● Work required
Check every line of the entries below for the word "components", and copy the ones that have it.

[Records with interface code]
────────────────

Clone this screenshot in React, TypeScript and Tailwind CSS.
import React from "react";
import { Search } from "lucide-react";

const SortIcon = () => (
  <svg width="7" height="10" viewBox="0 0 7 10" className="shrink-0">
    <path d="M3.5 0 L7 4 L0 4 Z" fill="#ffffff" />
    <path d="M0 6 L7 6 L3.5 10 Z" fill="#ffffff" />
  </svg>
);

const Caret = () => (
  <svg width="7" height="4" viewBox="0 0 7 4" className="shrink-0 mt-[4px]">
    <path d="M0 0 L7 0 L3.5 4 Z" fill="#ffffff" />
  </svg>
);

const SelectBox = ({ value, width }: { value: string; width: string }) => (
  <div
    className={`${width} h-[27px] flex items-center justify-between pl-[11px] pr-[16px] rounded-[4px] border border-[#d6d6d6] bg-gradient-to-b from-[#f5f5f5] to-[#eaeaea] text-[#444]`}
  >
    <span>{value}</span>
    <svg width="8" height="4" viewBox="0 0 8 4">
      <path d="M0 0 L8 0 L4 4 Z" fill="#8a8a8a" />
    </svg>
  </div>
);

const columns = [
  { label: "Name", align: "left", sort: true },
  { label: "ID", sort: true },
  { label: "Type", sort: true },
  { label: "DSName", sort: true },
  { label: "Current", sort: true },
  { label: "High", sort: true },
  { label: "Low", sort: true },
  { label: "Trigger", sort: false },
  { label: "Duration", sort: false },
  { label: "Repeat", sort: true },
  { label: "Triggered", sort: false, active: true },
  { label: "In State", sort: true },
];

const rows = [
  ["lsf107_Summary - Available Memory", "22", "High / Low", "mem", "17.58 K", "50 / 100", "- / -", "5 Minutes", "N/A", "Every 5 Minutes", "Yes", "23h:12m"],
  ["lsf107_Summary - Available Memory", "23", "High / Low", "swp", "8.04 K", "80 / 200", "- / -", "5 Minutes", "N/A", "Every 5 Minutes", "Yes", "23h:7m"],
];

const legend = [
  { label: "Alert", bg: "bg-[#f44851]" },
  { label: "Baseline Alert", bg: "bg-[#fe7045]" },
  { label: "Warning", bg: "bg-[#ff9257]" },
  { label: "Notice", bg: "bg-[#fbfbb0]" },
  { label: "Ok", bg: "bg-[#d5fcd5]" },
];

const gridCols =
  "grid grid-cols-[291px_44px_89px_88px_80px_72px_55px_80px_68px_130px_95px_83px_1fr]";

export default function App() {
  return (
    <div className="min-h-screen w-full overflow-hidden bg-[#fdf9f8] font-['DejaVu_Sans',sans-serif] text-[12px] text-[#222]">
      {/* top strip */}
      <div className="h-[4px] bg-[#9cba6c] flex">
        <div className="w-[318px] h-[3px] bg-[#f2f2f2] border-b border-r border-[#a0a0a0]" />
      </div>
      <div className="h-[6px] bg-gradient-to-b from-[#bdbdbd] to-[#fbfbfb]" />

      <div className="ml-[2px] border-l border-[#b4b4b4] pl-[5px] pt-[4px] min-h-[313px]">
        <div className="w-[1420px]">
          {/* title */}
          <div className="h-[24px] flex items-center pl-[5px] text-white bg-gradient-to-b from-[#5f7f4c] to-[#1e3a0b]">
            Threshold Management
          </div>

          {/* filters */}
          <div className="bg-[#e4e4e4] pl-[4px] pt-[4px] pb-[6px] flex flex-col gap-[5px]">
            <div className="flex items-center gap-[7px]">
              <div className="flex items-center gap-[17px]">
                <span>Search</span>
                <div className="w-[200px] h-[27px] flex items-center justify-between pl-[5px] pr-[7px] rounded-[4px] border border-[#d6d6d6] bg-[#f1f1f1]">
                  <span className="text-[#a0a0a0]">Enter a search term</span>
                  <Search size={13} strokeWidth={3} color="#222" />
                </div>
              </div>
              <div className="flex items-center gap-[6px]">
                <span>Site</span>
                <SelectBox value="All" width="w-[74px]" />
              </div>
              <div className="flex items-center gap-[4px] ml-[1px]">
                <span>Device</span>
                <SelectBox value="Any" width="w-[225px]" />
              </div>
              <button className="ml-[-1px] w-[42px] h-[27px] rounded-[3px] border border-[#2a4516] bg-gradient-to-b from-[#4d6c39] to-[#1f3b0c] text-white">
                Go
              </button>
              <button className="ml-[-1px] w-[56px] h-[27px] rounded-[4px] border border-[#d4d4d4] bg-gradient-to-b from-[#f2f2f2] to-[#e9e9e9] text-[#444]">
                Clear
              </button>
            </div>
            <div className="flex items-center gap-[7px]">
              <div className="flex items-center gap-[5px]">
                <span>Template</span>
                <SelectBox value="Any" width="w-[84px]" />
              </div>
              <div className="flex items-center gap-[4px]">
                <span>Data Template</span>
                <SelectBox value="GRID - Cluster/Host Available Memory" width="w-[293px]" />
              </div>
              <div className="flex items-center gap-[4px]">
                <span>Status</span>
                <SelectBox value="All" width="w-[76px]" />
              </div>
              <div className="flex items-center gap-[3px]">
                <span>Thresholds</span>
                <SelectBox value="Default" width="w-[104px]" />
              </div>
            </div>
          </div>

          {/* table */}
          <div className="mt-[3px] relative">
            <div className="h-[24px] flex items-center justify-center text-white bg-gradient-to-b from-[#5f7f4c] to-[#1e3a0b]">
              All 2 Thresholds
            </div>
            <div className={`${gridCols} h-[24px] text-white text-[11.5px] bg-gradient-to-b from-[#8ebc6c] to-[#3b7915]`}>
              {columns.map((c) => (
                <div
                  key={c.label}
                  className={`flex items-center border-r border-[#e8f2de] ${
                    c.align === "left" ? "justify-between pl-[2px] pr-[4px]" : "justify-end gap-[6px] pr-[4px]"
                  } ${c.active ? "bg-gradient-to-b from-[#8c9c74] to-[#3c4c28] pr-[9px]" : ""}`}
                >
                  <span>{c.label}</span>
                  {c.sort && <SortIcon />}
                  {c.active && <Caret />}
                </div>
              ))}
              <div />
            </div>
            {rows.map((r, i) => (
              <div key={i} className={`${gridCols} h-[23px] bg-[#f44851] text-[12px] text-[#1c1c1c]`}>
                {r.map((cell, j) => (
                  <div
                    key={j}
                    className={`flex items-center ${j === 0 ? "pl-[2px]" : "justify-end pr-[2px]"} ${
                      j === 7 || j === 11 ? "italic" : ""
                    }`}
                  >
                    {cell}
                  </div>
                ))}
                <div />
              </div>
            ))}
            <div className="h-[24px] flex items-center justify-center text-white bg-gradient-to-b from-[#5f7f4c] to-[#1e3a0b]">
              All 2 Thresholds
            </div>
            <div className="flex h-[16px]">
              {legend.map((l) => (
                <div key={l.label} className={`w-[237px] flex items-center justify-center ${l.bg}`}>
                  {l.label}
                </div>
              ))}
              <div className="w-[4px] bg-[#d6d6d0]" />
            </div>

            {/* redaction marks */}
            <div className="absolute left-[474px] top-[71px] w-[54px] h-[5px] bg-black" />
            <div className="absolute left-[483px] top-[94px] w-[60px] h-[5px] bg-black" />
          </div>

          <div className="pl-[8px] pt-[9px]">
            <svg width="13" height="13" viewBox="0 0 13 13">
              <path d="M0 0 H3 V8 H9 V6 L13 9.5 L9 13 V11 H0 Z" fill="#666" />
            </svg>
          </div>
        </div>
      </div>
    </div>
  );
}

────────────────

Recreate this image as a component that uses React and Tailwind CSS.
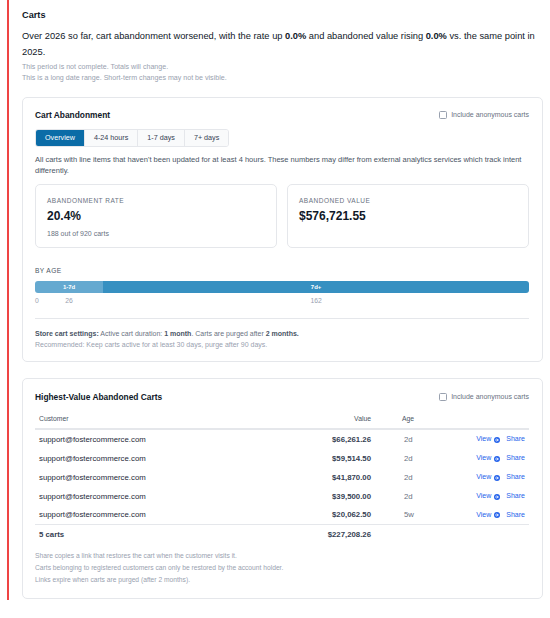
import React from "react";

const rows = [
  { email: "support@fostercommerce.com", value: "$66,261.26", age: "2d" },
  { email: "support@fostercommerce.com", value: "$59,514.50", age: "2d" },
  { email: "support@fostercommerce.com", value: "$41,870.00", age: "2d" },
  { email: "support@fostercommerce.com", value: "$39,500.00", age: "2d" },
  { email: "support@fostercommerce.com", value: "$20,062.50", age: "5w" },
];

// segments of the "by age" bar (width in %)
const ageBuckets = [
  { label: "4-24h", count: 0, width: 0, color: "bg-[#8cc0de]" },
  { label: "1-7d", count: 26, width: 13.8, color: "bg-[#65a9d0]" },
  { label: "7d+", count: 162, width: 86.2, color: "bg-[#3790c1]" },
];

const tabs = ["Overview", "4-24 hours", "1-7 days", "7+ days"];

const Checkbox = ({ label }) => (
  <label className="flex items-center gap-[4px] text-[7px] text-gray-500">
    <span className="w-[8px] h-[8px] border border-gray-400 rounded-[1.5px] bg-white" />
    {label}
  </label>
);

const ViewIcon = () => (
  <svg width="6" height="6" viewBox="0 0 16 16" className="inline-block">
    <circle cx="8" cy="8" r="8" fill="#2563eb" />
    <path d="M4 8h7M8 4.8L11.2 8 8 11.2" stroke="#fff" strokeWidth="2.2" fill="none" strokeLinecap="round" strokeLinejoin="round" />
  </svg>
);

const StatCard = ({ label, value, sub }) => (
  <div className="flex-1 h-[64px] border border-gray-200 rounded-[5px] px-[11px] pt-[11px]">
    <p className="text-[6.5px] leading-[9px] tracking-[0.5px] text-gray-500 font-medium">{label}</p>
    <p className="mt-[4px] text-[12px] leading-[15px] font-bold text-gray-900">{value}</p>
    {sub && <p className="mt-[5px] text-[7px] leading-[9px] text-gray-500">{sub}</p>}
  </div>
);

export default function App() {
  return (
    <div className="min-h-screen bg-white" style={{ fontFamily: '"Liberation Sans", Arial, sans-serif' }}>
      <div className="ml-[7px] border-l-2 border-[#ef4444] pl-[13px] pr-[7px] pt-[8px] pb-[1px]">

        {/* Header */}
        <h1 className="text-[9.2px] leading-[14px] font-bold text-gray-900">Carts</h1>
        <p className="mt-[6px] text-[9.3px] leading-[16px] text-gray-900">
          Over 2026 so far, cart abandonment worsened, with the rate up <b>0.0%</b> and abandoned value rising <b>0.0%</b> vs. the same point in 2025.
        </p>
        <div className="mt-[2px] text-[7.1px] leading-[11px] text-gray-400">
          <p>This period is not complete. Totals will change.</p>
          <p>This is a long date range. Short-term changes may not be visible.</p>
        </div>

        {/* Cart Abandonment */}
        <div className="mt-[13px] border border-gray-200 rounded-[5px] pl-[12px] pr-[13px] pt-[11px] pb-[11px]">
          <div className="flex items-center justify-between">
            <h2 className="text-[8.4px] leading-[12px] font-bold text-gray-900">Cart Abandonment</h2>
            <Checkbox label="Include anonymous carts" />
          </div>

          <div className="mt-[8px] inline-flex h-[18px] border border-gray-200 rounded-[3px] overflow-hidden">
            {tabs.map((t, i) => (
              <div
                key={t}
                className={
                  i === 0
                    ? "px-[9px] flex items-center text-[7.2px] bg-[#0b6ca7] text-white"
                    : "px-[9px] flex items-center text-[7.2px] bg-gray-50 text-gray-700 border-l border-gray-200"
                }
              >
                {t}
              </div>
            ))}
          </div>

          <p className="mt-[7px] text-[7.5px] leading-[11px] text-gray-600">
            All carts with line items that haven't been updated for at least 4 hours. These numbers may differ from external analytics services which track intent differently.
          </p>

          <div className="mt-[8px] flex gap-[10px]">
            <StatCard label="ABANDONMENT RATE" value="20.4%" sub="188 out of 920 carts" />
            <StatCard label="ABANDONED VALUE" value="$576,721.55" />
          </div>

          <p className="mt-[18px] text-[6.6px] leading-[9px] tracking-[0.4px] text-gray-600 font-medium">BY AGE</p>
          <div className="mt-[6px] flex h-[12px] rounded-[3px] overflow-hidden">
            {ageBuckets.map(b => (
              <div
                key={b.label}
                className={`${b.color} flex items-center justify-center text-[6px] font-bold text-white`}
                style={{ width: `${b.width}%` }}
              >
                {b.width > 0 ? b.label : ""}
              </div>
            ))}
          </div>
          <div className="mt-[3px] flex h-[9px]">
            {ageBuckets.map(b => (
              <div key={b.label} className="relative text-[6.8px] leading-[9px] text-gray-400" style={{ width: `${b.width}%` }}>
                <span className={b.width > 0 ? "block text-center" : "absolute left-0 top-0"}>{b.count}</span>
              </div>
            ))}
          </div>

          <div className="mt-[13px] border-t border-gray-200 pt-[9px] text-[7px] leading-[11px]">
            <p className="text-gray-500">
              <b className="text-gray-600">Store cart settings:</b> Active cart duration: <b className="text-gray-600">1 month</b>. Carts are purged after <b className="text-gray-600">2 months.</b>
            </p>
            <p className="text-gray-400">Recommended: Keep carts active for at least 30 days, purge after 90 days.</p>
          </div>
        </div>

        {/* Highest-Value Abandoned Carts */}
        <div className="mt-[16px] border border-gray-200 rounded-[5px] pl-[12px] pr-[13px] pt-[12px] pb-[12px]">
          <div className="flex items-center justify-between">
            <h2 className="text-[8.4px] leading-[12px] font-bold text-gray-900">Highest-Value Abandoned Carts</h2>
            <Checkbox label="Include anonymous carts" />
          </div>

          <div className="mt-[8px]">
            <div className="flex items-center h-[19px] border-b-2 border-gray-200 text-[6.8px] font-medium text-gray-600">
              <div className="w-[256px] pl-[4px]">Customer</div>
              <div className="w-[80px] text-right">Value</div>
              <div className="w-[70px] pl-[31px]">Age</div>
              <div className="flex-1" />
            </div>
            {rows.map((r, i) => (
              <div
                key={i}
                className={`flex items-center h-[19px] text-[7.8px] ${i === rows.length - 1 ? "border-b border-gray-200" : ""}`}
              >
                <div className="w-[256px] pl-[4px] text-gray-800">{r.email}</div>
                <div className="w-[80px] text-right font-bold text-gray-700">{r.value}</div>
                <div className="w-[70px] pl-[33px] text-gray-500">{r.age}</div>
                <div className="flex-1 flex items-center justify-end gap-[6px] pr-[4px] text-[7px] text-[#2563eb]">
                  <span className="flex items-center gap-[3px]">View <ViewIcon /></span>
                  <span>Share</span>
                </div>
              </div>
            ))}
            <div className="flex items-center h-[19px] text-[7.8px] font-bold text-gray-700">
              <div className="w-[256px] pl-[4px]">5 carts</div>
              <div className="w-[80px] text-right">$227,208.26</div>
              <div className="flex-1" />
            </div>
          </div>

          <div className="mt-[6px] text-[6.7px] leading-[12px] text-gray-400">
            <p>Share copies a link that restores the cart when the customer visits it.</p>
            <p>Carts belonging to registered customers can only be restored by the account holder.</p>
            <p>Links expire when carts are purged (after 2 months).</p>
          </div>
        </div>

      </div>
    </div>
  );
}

────────────────

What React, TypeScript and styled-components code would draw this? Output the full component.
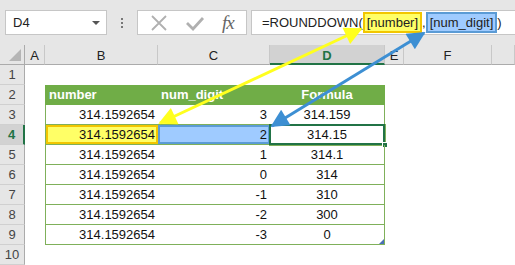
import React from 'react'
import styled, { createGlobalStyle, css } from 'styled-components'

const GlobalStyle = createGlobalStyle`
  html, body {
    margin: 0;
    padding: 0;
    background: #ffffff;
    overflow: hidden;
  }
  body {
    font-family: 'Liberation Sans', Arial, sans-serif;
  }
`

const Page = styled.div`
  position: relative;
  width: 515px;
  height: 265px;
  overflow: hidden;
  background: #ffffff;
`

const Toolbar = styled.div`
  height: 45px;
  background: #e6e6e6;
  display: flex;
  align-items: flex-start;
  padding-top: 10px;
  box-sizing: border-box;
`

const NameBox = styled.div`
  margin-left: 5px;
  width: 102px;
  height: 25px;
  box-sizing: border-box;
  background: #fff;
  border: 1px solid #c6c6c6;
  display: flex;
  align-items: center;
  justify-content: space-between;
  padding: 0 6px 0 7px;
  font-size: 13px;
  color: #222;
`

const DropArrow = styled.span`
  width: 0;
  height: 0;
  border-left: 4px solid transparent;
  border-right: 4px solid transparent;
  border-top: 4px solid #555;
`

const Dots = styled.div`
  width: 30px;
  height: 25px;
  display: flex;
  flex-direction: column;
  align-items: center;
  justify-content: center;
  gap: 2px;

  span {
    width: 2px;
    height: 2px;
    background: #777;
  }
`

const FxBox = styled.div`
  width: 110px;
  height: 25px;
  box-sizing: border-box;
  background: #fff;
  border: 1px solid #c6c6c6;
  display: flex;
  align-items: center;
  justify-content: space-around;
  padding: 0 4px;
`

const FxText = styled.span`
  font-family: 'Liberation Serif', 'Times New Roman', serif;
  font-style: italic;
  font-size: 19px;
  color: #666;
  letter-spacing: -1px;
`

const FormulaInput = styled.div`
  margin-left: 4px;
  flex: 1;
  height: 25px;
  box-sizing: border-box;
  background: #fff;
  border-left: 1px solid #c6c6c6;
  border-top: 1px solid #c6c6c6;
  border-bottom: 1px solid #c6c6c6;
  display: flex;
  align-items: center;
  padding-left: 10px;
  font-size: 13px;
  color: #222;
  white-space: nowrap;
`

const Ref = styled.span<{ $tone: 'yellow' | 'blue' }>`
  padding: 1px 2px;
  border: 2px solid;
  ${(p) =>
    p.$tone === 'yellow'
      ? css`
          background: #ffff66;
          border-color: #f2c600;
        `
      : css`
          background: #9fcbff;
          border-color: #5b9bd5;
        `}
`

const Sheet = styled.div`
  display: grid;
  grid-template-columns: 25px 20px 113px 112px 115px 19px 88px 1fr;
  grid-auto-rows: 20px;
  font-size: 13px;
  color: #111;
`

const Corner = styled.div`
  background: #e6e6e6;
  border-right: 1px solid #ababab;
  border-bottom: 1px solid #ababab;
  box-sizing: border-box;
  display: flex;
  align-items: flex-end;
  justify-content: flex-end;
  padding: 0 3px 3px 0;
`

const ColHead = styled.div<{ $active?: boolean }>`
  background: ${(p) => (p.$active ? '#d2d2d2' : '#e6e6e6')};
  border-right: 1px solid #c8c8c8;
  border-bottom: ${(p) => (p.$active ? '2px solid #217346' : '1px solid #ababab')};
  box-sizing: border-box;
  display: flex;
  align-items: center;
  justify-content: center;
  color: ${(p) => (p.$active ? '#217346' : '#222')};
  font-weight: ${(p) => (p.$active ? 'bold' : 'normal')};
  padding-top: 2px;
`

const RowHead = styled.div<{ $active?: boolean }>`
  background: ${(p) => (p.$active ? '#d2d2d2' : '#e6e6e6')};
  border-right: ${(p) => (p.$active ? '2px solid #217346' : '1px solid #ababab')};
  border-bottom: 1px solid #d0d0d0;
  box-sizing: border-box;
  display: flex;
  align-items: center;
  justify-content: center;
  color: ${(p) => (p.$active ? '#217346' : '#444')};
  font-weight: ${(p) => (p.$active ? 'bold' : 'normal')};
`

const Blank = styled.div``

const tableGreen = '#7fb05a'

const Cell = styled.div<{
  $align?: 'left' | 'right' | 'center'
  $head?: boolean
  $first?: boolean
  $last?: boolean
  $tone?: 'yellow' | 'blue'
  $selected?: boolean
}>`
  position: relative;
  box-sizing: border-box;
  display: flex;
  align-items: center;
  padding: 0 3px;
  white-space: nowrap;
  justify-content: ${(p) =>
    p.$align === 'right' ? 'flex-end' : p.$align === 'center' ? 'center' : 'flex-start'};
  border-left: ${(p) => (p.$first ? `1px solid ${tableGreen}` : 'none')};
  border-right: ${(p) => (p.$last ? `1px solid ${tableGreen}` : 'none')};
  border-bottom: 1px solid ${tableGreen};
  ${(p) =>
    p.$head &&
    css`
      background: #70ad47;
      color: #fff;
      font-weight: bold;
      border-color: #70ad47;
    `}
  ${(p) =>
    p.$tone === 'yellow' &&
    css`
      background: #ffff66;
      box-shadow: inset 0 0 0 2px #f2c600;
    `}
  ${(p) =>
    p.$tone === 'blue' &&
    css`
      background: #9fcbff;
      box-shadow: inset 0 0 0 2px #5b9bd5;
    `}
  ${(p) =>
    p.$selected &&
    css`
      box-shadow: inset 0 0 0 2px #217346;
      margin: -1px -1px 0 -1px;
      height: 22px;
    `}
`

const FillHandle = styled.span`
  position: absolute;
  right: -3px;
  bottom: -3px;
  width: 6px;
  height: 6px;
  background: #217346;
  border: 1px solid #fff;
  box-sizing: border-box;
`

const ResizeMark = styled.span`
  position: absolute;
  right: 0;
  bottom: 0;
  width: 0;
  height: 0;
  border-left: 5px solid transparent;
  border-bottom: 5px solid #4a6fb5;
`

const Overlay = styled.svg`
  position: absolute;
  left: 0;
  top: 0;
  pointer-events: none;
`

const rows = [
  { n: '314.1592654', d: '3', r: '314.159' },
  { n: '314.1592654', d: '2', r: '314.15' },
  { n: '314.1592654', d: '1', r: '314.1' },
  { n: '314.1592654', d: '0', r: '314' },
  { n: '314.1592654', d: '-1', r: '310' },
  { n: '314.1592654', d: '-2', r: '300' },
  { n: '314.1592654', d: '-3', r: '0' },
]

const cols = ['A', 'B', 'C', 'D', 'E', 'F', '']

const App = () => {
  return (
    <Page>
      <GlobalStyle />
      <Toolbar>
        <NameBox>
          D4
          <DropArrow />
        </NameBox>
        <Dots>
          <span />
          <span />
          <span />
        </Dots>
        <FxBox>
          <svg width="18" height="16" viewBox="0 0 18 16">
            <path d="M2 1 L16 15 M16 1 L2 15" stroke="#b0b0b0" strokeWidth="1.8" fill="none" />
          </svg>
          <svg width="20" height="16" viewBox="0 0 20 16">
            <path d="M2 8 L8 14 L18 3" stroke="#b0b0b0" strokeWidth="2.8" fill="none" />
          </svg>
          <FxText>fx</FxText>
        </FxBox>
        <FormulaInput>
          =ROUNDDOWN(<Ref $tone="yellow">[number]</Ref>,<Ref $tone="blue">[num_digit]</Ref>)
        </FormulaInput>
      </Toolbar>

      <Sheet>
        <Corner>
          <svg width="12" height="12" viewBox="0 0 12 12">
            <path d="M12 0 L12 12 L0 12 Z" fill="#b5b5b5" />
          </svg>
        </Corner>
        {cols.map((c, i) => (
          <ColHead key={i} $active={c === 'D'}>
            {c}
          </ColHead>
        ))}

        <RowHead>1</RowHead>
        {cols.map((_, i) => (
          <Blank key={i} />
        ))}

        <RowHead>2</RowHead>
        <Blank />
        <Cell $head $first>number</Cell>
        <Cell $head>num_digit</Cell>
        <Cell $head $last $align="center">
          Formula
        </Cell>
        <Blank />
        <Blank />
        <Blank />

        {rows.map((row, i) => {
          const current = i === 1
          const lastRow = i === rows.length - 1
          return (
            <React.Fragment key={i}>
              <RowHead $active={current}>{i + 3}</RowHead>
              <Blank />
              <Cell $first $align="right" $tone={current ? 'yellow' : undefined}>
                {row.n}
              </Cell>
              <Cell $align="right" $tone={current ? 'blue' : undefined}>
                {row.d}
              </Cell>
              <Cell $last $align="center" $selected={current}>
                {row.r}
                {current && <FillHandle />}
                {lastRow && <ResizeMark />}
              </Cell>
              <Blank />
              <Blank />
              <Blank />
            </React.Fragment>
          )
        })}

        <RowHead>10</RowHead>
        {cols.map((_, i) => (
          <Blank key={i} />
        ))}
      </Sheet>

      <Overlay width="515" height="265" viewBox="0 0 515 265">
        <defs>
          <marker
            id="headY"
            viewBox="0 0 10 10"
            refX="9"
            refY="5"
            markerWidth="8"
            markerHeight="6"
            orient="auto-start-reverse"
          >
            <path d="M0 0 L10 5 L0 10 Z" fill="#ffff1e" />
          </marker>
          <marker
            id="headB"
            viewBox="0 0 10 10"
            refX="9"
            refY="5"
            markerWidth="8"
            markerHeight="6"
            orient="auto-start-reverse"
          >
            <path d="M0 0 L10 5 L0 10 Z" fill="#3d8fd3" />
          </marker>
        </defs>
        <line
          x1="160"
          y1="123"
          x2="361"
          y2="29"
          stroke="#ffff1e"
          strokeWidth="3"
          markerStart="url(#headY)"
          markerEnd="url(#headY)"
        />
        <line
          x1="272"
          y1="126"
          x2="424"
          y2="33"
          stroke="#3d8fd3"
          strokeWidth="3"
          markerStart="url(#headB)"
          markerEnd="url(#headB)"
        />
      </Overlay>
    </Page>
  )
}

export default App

────────────────

● Worked answer
What React, TypeScript and styled-components code would draw this? Output the full component.
import styled, { createGlobalStyle, css } from 'styled-components'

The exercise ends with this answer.